------ Task input

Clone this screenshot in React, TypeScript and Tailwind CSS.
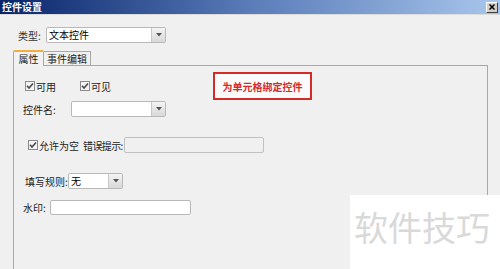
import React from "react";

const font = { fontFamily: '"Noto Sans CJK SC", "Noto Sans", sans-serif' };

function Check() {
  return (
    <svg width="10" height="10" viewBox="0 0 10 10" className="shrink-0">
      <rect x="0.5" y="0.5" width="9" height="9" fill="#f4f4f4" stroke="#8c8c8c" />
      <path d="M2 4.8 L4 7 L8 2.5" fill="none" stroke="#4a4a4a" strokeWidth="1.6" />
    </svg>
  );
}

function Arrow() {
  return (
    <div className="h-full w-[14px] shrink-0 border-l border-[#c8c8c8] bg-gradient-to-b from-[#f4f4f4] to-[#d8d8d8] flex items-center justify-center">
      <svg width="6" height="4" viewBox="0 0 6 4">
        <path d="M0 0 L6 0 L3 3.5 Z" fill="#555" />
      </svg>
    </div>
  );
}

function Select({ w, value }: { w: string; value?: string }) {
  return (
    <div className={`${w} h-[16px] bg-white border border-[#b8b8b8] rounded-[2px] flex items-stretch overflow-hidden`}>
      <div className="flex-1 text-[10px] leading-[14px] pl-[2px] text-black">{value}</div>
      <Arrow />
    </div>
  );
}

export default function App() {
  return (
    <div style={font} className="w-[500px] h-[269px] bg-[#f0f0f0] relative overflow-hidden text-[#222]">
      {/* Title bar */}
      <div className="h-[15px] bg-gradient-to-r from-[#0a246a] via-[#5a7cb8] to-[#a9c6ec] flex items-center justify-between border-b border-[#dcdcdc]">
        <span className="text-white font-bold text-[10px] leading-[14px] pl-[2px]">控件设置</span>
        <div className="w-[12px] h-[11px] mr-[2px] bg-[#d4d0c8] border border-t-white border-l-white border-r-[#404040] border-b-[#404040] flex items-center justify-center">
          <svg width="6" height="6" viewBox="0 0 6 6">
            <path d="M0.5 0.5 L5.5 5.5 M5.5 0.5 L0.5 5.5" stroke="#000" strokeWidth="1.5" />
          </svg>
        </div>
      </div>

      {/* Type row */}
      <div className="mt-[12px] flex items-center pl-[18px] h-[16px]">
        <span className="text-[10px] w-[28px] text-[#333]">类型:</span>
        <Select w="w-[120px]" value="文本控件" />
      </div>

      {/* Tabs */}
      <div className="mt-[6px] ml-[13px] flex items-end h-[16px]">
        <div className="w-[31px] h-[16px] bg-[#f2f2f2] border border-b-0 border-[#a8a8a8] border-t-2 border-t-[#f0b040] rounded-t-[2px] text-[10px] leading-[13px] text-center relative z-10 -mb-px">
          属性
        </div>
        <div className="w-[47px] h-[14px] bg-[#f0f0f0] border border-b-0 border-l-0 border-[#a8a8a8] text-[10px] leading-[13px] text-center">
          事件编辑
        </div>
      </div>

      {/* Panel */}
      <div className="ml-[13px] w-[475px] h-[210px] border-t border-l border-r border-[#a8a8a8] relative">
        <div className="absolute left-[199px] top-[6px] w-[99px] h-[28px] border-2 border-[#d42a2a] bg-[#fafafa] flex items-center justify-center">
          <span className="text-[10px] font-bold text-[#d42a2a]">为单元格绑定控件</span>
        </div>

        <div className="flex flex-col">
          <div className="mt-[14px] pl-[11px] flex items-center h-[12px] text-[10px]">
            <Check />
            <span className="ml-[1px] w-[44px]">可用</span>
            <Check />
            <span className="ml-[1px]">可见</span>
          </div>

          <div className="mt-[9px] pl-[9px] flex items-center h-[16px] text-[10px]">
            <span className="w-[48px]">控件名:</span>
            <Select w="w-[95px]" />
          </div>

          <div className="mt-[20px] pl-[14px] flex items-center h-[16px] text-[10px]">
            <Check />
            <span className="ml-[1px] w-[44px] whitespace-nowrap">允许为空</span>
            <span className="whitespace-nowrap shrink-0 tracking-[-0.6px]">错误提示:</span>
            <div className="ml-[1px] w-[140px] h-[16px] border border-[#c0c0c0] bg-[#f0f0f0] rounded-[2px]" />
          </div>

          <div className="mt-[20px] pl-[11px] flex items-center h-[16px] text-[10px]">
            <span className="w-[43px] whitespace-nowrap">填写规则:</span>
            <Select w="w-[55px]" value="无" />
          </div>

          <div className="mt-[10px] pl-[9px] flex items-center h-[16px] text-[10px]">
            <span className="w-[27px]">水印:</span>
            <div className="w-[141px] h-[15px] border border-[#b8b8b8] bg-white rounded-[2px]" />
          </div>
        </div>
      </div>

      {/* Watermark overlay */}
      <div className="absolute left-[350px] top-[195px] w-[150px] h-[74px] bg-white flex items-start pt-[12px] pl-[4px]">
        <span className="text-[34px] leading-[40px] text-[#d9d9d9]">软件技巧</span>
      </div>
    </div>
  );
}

------------
------ Task input

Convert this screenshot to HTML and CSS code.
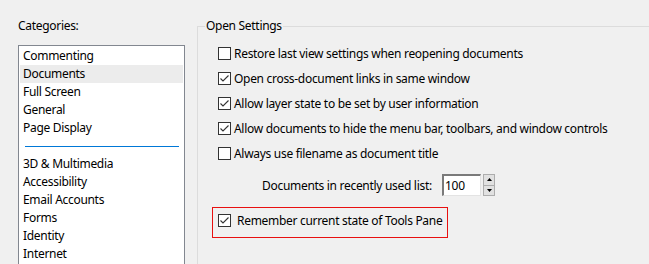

------------

Exercise requirements - Tell how many lines of the data include the word "this", and nothing else.

Solved exercise - 2